Bulk of Canada's Oil Sands Plants Seen Up in Days to Weeks
(Bloomberg) - Canadian oil-sands facilities representing more than 90 percent of production taken offline during a wildfire in northern Alberta have emerged unscathed and are expected to restart within days to a couple of weeks.
Mines and drilling projects north of Fort McMurray are already bringing back some of the roughly 1 million barrels a day of supply that was curbed, Steve Williams, chief executive officer of the nation’s largest energy company Suncor Energy Inc., said Tuesday, speaking for the industry. Facilities south of the energy hub that represent much less of the lost supply and were more affected by the fire may take longer, he said.
“It’s that quick - some facilities are turning back up the volumes now,” Williams said at a media briefing in Edmonton, flanked by his peers at companies including Imperial Oil Ltd. and Canadian Natural Resources Ltd. “South, where there have been a few more direct impacts from the fire, we have to go in and evaluate and put the plans in place.”
Companies took production offline as a fire that’s ripping across northern Alberta forced the evacuation of more than 80,000 residents of Fort McMurray and destroyed about 10 percent of the community’s buildings. The industry’s safety precautions included the evacuation of workers from camps and the shutdown of pipelines and power supplies. The fire - now 2,290 square kilometers (884 square miles), according to the latest provincial estimate - is primarily moving east of the region toward Saskatchewan.
Making Plans
Williams was among a dozen energy executives who met with Alberta Premier Rachel Notley on Tuesday to make plans to bring back the oil production that drives the provincial and national economy. Supplies taken offline by projects north of Fort McMurray represent an estimated 93 percent of volumes curbed during the fire, according to data compiled by Bloomberg from RBC Capital Markets research and company statements.
“We will get back to normal as quickly as possible,” Notley said at the briefing. Movement of goods on the roads north of Fort McMurray restarted on Tuesday, she said. “While thousands of lives will never be the same, we can take small steps to getting back the rhythm in northeast Alberta.”
While the lost production has helped to buoy oil prices, ample supplies of crude across the continent have aided in cushioning the blow to refineries. Volumes of crude moving on the Capline pipeline from the U.S. Gulf Coast to the Midwest have jumped 27 percent from a week ago, according to Genscape data. That indicates refiners have started to secure alternatives to curtailed Canadian supply, John Auers, executive vice president at Turner Mason & Co. in Dallas, said Tuesday in a phone interview.
Deferred Income
For companies, the shutdowns translate into lost or deferred income.
Since the curtailments began, Suncor’s shares have lagged behind peers by 2 percent, reflecting investor expectations that the company will have lost 10 days of output, Benny Wong, an analyst at Morgan Stanley based in New York, wrote in a note. The facilities were already running at reduced rates due to maintenance work. The missing barrels translate into about C$8 million ($6.2 million) a day of deferred income, factoring in Suncor’s stake in the Syncrude Canada Ltd. mine that was also shut down, Wong estimated.

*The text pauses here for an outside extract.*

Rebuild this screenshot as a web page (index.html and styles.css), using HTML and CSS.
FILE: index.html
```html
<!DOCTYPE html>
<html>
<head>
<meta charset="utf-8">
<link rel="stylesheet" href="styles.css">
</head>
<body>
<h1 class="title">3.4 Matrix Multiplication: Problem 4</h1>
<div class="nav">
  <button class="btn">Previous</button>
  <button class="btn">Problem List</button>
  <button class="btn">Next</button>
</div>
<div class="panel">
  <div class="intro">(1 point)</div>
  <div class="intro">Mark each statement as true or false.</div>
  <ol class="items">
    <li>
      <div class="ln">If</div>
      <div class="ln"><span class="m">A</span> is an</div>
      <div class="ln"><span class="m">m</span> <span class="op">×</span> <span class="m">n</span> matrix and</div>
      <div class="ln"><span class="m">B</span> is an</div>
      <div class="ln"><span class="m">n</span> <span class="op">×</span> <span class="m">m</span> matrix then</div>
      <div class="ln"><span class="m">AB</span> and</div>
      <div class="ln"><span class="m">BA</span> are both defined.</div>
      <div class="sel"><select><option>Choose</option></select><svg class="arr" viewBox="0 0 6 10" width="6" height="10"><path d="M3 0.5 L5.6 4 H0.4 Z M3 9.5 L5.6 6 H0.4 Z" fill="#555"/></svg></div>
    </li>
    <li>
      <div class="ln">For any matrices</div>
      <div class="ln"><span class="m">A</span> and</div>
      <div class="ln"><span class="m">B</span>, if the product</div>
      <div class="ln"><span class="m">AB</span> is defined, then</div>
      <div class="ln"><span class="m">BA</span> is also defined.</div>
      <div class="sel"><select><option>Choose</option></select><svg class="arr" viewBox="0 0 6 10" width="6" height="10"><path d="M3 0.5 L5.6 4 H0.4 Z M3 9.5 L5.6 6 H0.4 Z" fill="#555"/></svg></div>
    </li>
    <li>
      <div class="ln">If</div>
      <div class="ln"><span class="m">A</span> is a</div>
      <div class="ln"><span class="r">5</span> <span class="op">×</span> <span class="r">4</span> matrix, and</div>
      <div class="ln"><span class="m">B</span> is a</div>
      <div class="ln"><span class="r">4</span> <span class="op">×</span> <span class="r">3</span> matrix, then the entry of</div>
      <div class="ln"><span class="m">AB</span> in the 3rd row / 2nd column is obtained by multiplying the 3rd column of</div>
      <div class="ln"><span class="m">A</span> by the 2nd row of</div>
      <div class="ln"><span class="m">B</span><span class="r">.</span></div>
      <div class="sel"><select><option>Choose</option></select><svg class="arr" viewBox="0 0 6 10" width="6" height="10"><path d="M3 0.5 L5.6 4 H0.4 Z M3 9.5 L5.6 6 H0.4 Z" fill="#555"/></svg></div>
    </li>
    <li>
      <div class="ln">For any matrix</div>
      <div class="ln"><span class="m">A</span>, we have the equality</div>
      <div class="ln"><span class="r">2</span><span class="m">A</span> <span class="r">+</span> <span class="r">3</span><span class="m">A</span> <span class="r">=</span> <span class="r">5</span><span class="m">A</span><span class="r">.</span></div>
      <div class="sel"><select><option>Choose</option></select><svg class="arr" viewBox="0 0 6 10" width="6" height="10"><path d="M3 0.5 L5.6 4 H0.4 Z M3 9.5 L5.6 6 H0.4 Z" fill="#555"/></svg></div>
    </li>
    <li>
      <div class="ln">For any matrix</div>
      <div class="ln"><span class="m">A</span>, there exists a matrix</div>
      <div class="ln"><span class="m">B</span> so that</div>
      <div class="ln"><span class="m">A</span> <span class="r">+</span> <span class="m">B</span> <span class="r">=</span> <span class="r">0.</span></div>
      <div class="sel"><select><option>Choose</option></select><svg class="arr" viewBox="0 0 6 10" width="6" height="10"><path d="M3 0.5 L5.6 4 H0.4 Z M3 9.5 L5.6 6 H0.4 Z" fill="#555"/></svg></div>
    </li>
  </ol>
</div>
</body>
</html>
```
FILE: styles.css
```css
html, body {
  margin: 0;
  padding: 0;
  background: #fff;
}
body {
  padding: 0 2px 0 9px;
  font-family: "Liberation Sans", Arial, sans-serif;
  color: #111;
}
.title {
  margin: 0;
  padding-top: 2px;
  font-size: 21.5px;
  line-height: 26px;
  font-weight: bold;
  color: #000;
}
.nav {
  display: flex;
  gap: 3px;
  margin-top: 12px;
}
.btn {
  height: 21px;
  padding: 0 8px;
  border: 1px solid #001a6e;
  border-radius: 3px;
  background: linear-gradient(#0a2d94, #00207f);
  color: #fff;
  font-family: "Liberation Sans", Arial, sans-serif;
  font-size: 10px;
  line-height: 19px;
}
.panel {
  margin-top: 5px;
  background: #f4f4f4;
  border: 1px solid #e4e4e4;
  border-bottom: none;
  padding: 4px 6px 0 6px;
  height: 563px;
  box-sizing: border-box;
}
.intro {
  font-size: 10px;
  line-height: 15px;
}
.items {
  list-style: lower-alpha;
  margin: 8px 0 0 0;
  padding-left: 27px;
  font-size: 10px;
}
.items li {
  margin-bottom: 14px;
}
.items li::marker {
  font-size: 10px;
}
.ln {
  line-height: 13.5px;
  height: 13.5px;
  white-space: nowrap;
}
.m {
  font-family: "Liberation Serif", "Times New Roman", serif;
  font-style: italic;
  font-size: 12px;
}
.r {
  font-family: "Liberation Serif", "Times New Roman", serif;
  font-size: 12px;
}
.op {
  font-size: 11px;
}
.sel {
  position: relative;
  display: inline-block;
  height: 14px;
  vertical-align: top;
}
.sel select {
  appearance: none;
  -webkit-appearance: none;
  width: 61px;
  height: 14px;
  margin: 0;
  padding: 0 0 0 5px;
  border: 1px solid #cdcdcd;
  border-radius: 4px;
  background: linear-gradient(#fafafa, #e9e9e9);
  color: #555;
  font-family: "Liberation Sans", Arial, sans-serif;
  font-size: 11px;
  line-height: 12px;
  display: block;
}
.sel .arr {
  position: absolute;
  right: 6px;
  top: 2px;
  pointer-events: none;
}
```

Williams said the losses and costs tied to the shutdowns are immaterial to Suncor.
Fireproof Plants
Oil-sands companies are working with pipeline and power providers to bring back necessary infrastructure and don’t expect any hiccups that would hinder restarts, Williams said. Individual plants were turned down in a safe way to allow output to come back as quickly as possible, he said. And while the flames came closer to facilities south of Fort McMurray, including Cnooc Ltd.’s Long Lake and Athabasca Oil Corp.’s Hangingstone sites, the plants are largely fireproof, he said.
The Long Lake site operated by Cnooc’s Nexen unit suffered minor damage, officials have said, and some of Enbridge Inc.’s above-ground facilities had limited damage, the company said on Tuesday.
Displaced Workers
Companies have given displaced workers advance pay to support them and have enough on-site lodging to accommodate staff who have lost their homes in order to restart, Williams said.
“We have enough camps in place to be able to start the operations up,” and also staff major maintenance expansion work under way, Williams said. “One of the things we’ve been working on this morning is how we can collaborate and make sure we have the right supply chain, the right logistics to get people in safely, so they can be housed safely and we can feed and look after them.”